Leave out the pictures and set down exactly the lines from the start of the listing through the one with "the modal */", both included.

### Data for processing
+ + + +
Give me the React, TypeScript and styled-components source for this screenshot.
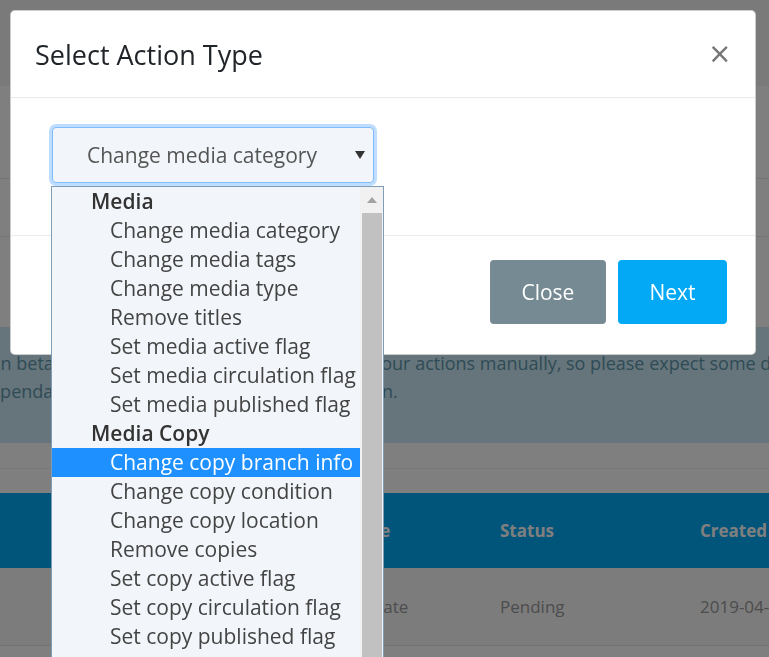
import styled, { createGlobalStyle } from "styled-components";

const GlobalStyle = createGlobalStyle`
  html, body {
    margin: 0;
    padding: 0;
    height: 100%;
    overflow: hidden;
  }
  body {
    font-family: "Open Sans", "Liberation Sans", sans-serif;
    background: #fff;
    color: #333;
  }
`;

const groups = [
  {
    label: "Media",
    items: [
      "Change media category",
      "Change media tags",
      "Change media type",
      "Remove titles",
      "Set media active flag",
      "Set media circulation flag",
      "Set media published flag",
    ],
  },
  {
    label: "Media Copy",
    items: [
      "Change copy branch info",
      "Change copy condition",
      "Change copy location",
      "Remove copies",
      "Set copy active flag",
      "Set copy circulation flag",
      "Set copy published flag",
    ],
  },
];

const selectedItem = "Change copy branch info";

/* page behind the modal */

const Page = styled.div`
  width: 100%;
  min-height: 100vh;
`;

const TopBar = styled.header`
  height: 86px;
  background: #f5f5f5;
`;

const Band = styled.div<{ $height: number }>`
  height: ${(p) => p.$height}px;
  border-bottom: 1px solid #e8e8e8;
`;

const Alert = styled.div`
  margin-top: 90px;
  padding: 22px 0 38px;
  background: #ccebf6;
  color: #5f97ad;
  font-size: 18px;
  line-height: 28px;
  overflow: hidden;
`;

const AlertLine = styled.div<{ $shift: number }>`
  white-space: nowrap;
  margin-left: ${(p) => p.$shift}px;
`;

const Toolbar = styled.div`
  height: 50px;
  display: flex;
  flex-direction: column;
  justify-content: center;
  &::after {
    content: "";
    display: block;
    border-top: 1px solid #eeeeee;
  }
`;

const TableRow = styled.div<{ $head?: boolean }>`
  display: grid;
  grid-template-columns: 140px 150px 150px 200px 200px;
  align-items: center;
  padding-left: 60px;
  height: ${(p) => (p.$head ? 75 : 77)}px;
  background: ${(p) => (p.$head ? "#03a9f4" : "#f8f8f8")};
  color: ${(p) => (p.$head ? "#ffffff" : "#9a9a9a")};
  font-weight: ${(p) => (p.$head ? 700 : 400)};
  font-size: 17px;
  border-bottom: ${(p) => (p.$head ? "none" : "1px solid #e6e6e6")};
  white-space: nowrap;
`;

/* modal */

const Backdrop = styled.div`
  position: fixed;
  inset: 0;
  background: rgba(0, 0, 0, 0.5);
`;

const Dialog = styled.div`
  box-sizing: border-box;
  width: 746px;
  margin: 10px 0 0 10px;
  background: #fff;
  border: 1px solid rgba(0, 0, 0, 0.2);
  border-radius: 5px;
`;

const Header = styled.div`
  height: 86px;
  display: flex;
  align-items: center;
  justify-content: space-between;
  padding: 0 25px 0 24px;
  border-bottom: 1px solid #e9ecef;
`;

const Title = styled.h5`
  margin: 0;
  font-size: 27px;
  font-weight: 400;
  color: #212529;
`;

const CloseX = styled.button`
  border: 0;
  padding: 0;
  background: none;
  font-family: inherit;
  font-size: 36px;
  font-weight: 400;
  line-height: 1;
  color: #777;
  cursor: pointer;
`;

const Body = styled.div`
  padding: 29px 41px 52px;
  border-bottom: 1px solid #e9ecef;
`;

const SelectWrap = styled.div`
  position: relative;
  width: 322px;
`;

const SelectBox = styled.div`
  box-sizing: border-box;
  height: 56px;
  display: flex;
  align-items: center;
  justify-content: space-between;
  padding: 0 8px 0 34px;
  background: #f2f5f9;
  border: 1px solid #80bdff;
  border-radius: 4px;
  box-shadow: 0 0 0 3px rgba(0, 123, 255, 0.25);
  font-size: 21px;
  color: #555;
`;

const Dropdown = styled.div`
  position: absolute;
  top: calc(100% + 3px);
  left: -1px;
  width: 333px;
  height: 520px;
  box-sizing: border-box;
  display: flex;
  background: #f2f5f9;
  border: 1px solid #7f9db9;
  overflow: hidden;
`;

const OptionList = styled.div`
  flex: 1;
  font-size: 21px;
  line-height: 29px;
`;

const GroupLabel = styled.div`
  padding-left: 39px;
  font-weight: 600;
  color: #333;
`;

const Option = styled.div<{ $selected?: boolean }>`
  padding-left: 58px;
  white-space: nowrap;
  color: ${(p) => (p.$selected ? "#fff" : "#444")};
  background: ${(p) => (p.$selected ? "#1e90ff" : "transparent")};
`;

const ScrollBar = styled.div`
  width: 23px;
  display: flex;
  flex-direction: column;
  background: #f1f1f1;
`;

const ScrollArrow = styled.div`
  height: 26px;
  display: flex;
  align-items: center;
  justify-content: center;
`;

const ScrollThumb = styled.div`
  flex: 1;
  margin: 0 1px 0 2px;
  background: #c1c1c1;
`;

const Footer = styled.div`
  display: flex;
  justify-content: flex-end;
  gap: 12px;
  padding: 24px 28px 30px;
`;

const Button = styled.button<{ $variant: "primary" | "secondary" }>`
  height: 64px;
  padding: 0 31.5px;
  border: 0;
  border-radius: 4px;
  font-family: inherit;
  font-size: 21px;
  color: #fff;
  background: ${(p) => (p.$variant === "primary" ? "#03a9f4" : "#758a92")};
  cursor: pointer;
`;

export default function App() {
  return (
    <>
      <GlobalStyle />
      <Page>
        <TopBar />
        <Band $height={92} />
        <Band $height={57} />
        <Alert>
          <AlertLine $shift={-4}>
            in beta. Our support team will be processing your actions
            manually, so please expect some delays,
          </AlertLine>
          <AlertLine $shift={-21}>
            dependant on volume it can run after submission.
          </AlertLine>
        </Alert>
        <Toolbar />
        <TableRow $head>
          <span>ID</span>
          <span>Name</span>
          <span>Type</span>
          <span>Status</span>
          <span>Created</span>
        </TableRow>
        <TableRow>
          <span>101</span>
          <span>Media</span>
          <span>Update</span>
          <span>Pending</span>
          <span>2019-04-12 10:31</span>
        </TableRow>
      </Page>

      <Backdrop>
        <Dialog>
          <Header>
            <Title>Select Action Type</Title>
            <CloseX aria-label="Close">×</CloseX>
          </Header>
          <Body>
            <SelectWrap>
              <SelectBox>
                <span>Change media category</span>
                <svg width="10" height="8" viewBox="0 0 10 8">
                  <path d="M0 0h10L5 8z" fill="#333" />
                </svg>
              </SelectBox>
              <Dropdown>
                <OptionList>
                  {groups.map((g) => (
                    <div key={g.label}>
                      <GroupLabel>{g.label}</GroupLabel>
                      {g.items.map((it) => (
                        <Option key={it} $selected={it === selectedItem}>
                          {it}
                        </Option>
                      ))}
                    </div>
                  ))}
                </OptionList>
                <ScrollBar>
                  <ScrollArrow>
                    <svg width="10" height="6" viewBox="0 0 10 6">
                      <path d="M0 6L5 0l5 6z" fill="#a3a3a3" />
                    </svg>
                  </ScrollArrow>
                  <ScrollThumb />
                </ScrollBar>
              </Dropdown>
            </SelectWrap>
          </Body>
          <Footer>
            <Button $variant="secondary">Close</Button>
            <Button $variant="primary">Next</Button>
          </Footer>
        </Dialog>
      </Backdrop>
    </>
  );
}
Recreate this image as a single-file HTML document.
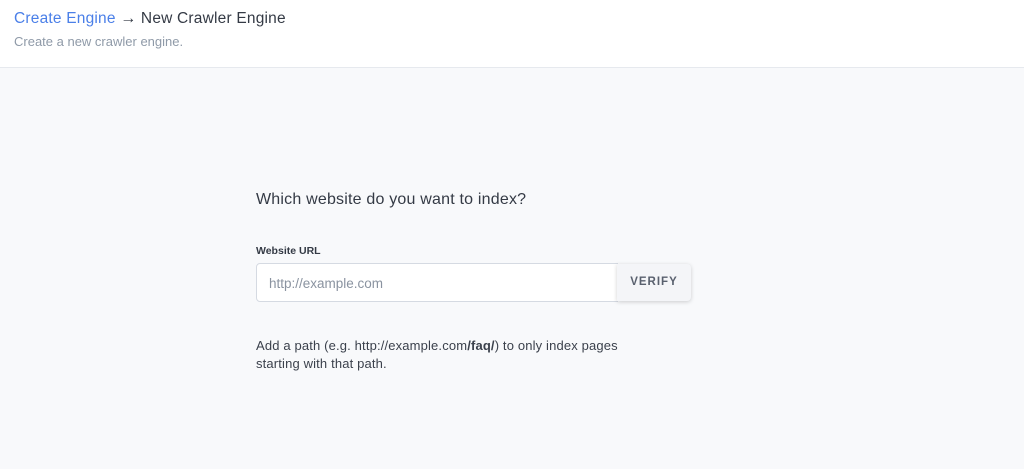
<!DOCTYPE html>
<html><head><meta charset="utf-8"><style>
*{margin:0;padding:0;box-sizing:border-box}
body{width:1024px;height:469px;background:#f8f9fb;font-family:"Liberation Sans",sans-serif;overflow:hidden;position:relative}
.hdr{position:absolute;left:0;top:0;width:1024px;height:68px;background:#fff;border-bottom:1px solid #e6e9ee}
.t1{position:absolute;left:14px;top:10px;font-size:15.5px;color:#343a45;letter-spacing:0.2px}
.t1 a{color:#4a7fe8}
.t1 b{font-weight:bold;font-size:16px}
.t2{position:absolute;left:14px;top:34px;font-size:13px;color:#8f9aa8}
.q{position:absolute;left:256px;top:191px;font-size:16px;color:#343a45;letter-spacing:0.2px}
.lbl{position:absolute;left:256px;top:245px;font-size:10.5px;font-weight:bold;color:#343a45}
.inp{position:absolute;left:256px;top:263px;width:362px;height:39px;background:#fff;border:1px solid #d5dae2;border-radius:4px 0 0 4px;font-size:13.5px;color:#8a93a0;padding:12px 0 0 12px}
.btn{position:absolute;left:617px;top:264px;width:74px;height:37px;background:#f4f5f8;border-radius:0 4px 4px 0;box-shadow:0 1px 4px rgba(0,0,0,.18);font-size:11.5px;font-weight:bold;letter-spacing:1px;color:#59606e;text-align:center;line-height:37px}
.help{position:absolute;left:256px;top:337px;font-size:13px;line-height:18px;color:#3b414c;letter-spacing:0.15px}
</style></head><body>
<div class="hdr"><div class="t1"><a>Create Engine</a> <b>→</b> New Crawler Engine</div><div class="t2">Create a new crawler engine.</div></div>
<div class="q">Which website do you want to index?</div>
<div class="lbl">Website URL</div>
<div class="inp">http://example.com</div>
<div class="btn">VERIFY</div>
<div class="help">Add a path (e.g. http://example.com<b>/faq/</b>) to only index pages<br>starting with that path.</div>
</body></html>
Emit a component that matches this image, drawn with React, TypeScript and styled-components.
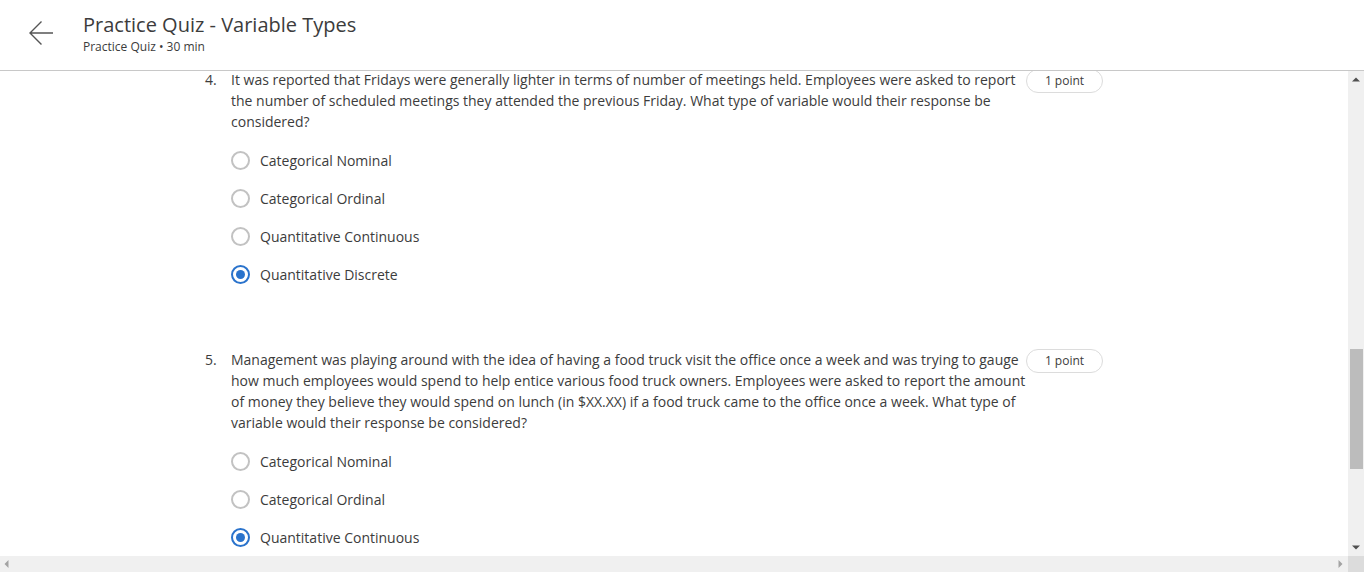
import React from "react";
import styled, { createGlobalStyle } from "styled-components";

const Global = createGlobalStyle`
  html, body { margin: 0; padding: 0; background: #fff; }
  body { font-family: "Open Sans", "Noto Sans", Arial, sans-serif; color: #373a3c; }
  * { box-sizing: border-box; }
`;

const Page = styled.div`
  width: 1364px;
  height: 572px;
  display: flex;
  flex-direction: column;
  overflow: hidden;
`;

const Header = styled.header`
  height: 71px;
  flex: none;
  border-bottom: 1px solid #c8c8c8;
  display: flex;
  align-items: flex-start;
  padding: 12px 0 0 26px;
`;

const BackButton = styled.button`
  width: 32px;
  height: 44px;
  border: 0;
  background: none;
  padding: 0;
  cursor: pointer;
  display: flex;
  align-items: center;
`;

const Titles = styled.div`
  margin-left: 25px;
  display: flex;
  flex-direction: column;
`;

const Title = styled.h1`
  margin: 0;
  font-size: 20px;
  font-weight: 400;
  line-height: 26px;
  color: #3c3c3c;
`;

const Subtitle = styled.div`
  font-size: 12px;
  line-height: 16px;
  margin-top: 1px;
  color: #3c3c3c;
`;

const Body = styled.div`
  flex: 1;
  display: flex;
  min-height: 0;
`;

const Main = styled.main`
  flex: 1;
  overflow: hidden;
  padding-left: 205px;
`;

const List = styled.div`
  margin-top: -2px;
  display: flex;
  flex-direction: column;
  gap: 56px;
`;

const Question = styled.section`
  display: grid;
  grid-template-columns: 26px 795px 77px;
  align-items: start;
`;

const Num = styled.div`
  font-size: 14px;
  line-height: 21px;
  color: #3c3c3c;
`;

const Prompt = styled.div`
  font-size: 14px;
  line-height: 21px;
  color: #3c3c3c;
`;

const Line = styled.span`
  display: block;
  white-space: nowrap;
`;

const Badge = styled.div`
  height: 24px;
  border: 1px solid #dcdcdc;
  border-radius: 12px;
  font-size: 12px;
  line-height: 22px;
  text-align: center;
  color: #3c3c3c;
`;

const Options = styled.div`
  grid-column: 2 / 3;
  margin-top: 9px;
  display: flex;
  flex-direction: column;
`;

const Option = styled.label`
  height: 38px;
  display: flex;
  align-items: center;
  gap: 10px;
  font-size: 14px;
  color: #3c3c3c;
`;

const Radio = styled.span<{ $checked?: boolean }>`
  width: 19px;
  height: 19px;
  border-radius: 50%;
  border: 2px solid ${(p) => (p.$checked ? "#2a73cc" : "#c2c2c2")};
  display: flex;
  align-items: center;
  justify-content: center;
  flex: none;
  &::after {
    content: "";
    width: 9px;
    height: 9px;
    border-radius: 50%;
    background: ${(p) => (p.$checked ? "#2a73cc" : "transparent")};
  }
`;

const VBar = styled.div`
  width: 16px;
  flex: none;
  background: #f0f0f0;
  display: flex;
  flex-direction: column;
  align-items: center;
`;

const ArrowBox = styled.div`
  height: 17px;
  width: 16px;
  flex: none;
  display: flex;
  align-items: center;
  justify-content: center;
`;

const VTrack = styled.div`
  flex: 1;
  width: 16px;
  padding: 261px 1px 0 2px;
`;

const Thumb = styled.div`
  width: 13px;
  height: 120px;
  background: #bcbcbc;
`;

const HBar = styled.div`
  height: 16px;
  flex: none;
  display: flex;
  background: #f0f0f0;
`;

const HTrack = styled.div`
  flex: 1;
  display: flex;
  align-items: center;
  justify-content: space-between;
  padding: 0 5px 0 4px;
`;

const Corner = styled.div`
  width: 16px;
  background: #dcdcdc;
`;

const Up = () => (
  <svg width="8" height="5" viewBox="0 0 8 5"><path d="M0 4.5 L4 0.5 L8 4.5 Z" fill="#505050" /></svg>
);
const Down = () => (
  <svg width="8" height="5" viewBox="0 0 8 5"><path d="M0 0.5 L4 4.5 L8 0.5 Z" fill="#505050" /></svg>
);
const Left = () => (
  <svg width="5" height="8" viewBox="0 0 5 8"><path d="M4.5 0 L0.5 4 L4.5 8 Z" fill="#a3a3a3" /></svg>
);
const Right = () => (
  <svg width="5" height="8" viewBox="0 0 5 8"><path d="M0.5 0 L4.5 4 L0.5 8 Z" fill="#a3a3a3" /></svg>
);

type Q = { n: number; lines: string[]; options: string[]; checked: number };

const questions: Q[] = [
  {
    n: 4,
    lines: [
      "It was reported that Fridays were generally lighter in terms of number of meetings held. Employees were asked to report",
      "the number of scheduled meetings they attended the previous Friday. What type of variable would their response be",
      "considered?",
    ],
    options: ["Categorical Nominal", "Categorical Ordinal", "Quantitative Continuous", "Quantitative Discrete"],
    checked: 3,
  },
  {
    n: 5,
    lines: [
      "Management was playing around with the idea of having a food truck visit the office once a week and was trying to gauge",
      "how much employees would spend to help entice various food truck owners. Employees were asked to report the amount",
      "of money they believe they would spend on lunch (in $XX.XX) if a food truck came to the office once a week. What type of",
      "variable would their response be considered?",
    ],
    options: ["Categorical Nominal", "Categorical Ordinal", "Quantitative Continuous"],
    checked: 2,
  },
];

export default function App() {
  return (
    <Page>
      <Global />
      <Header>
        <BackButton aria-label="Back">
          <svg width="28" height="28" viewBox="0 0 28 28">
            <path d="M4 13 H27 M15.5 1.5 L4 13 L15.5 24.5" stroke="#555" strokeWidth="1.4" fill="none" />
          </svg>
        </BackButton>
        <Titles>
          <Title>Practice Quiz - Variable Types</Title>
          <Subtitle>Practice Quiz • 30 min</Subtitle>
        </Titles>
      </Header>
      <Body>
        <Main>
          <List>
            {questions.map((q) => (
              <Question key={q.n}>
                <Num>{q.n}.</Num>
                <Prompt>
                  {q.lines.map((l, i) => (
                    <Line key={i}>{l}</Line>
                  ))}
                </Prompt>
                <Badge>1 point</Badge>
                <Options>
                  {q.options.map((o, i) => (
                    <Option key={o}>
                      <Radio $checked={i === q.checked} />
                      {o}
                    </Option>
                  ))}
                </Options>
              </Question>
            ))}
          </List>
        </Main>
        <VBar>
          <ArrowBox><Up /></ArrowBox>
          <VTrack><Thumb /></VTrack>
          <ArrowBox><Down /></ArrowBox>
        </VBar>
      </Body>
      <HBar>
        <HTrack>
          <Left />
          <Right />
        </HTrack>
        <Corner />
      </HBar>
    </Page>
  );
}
+ + + +
### The solution
Give me the React, TypeScript and styled-components source for this screenshot.
import styled, { createGlobalStyle } from "styled-components";

const GlobalStyle = createGlobalStyle`
  html, body {
    margin: 0;
    padding: 0;
    height: 100%;
    overflow: hidden;
  }
  body {
    font-family: "Open Sans", "Liberation Sans", sans-serif;
    background: #fff;
    color: #333;
  }
`;

const groups = [
  {
    label: "Media",
    items: [
      "Change media category",
      "Change media tags",
      "Change media type",
      "Remove titles",
      "Set media active flag",
      "Set media circulation flag",
      "Set media published flag",
    ],
  },
  {
    label: "Media Copy",
    items: [
      "Change copy branch info",
      "Change copy condition",
      "Change copy location",
      "Remove copies",
      "Set copy active flag",
      "Set copy circulation flag",
      "Set copy published flag",
    ],
  },
];

const selectedItem = "Change copy branch info";

/* page behind the modal */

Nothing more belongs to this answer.